_Supplied information_
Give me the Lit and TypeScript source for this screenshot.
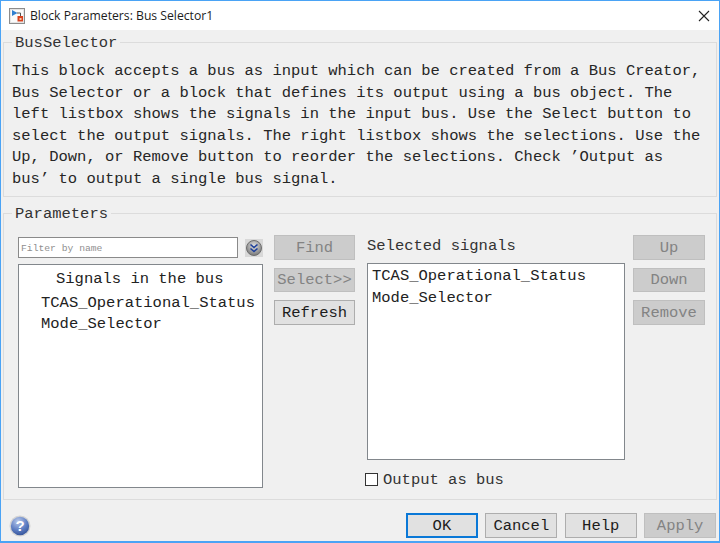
import { LitElement, css, html, svg } from "lit";
import { customElement } from "lit/decorators.js";

const DESCRIPTION = [
  "This block accepts a bus as input which can be created from a Bus Creator,",
  "Bus Selector or a block that defines its output using a bus object. The",
  "left listbox shows the signals in the input bus. Use the Select button to",
  "select the output signals. The right listbox shows the selections. Use the",
  "Up, Down, or Remove button to reorder the selections. Check \u2019Output as",
  "bus\u2019 to output a single bus signal.",
];

const SIGNALS = ["TCAS_Operational_Status", "Mode_Selector"];

const blockIcon = svg`
  <svg class="title-icon" width="16" height="16" viewBox="0 0 16 16">
    <rect x="0.5" y="0.5" width="15" height="15" fill="#e4e4e4" stroke="#8c8c8c" />
    <rect x="2" y="2" width="12" height="12" fill="#fafafa" />
    <path d="M3 2 L8.5 5 L3 8 Z" fill="#2f7fd0" />
    <path d="M8 5 H11.5 V8" fill="none" stroke="#555" />
    <rect x="8.5" y="8" width="5.5" height="5.5" fill="#d8401c" />
    <rect x="10.5" y="10" width="2" height="2" fill="#f5c9a8" />
  </svg>
`;

const closeIcon = svg`
  <svg width="12" height="12" viewBox="0 0 12 12">
    <path d="M1 1 L11 11 M11 1 L1 11" stroke="#222" stroke-width="1.1" fill="none" />
  </svg>
`;

const chevronIcon = svg`
  <svg width="18" height="18" viewBox="0 0 18 18">
    <defs>
      <radialGradient id="chev" cx="0.5" cy="0.35" r="0.7">
        <stop offset="0" stop-color="#e0e0e0" />
        <stop offset="1" stop-color="#707070" />
      </radialGradient>
    </defs>
    <rect x="0" y="0" width="18" height="18" fill="#d8d8d8" />
    <circle cx="9" cy="9" r="7.5" fill="url(#chev)" stroke="#6e6e6e" />
    <path d="M5.5 5.5 L9 8.5 L12.5 5.5 M5.5 9.5 L9 12.5 L12.5 9.5" stroke="#1d3f9a" stroke-width="1.6" fill="none" />
  </svg>
`;

const helpIcon = svg`
  <svg width="22" height="22" viewBox="0 0 22 22">
    <defs>
      <radialGradient id="ball" cx="0.4" cy="0.25" r="0.85">
        <stop offset="0" stop-color="#b9c9ea" />
        <stop offset="0.55" stop-color="#5f7fc4" />
        <stop offset="1" stop-color="#2c4a90" />
      </radialGradient>
    </defs>
    <circle cx="11" cy="11" r="10.5" fill="#d4d4d4" />
    <circle cx="11" cy="11" r="9.2" fill="url(#ball)" />
    <text x="11" y="16" text-anchor="middle" font-family="Liberation Sans, sans-serif" font-size="15" font-weight="700" fill="#fff">?</text>
  </svg>
`;

@customElement("app-root")
export class AppRoot extends LitElement {
  static styles = css`
    :host {
      display: flex;
      flex-direction: column;
      width: 720px;
      height: 543px;
      box-sizing: border-box;
      border: 1px solid #4aa3f5;
      border-bottom-width: 2px;
      background: #f0f0f0;
      color: #1c1c1c;
      font-family: "Liberation Mono", monospace;
      font-size: 15.5px;
      overflow: hidden;
    }

    .titlebar {
      display: flex;
      align-items: center;
      gap: 5px;
      height: 29px;
      flex: none;
      padding: 0 9px 0 8px;
      background: #fff;
      font-family: "Open Sans", sans-serif;
      font-size: 12.2px;
    }

    .title {
      flex: 1;
    }

    .close {
      display: flex;
    }

    .content {
      display: flex;
      flex-direction: column;
      flex: 1;
      padding: 0 2px;
    }

    fieldset {
      margin: 0;
      min-width: 0;
      border: 1px solid #dcdcdc;
      padding: 0;
    }

    legend {
      margin-left: 8px;
      padding: 2px 3px 0;
      line-height: 18px;
      color: #333;
    }

    .about {
      height: 165px;
      box-sizing: border-box;
      margin-top: 2px;
    }

    .about-text {
      padding: 9px 8px 0;
      line-height: 21.6px;
      white-space: pre;
      color: #262626;
    }

    .params {
      height: 297px;
      box-sizing: border-box;
      margin-top: 6px;
    }

    .params-body {
      display: flex;
      padding: 12px 0 0 14px;
    }

    .left {
      display: flex;
      flex-direction: column;
      width: 245px;
      padding-top: 2px;
    }

    .filter-row {
      display: flex;
      align-items: center;
      justify-content: space-between;
      height: 21px;
      margin-bottom: 6px;
    }

    .filter {
      display: flex;
      align-items: center;
      box-sizing: border-box;
      width: 220px;
      height: 21px;
      padding: 1px 0 0 2px;
      border: 1px solid #8a8a8a;
      background: #fff;
      color: #8f8f8f;
      font-size: 9.7px;
    }

    .chevron {
      display: flex;
    }

    .listbox {
      box-sizing: border-box;
      border: 1px solid #82878c;
      background: #fff;
      line-height: 21.6px;
      color: #222;
    }

    .source {
      height: 224px;
      padding: 4px 0 0 22px;
    }

    .source .heading {
      padding-left: 15px;
      margin-bottom: 2px;
    }

    .middle {
      display: flex;
      flex-direction: column;
      gap: 8px;
      margin-left: 11px;
      width: 81px;
    }

    .right {
      display: flex;
      flex-direction: column;
      width: 258px;
      margin-left: 12px;
    }

    .selected-label {
      height: 27px;
      padding-top: 1px;
      line-height: 21px;
      color: #333;
    }

    .target {
      height: 197px;
      padding: 2px 0 0 4px;
    }

    .output {
      display: flex;
      align-items: center;
      gap: 5px;
      margin: 9px 0 0 -2px;
      height: 21px;
      color: #333;
    }

    .checkbox {
      box-sizing: border-box;
      width: 13px;
      height: 13px;
      border: 1px solid #333;
      background: #fff;
    }

    .actions {
      display: flex;
      flex-direction: column;
      gap: 8px;
      margin-left: 8px;
      width: 72px;
    }

    .btn {
      display: flex;
      align-items: center;
      justify-content: center;
      box-sizing: border-box;
      height: 24.5px;
      padding-top: 1px;
      border: 1px solid #adadad;
      background: #e1e1e1;
      color: #1c1c1c;
    }

    .btn.disabled {
      border-color: #bfbfbf;
      background: #cccccc;
      color: #838383;
    }

    .btn.default {
      border: 2px solid #0a78d7;
    }

    .footer {
      display: flex;
      align-items: center;
      flex: 1;
      padding: 10px 1px 0 6px;
    }

    .help {
      display: flex;
      margin-right: auto;
    }

    .footer-buttons {
      display: flex;
      gap: 7.67px;
    }

    .footer-buttons .btn {
      width: 71.75px;
    }
  `;

  private renderList(items: string[]) {
    return items.map((item) => html`<div>${item}</div>`);
  }

  protected render() {
    return html`
      <div class="titlebar">
        ${blockIcon}
        <span class="title">Block Parameters: Bus Selector1</span>
        <span class="close">${closeIcon}</span>
      </div>
      <div class="content">
        <fieldset class="about">
          <legend>BusSelector</legend>
          <div class="about-text">${DESCRIPTION.join("\n")}</div>
        </fieldset>
        <fieldset class="params">
          <legend>Parameters</legend>
          <div class="params-body">
            <div class="left">
              <div class="filter-row">
                <div class="filter">Filter by name</div>
                <span class="chevron">${chevronIcon}</span>
              </div>
              <div class="listbox source">
                <div class="heading">Signals in the bus</div>
                ${this.renderList(SIGNALS)}
              </div>
            </div>
            <div class="middle">
              <div class="btn disabled">Find</div>
              <div class="btn disabled">Select&gt;&gt;</div>
              <div class="btn">Refresh</div>
            </div>
            <div class="right">
              <div class="selected-label">Selected signals</div>
              <div class="listbox target">${this.renderList(SIGNALS)}</div>
              <label class="output">
                <span class="checkbox"></span>
                <span>Output as bus</span>
              </label>
            </div>
            <div class="actions">
              <div class="btn disabled">Up</div>
              <div class="btn disabled">Down</div>
              <div class="btn disabled">Remove</div>
            </div>
          </div>
        </fieldset>
        <div class="footer">
          <span class="help">${helpIcon}</span>
          <div class="footer-buttons">
            <div class="btn default">OK</div>
            <div class="btn">Cancel</div>
            <div class="btn">Help</div>
            <div class="btn disabled">Apply</div>
          </div>
        </div>
      </div>
    `;
  }
}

_What is expected_
Look through the material above. Copy each line where the word "source" appears.

_Result for this exercise_
Give me the Lit and TypeScript source for this screenshot.
    .source {
    .source .heading {
              <div class="listbox source">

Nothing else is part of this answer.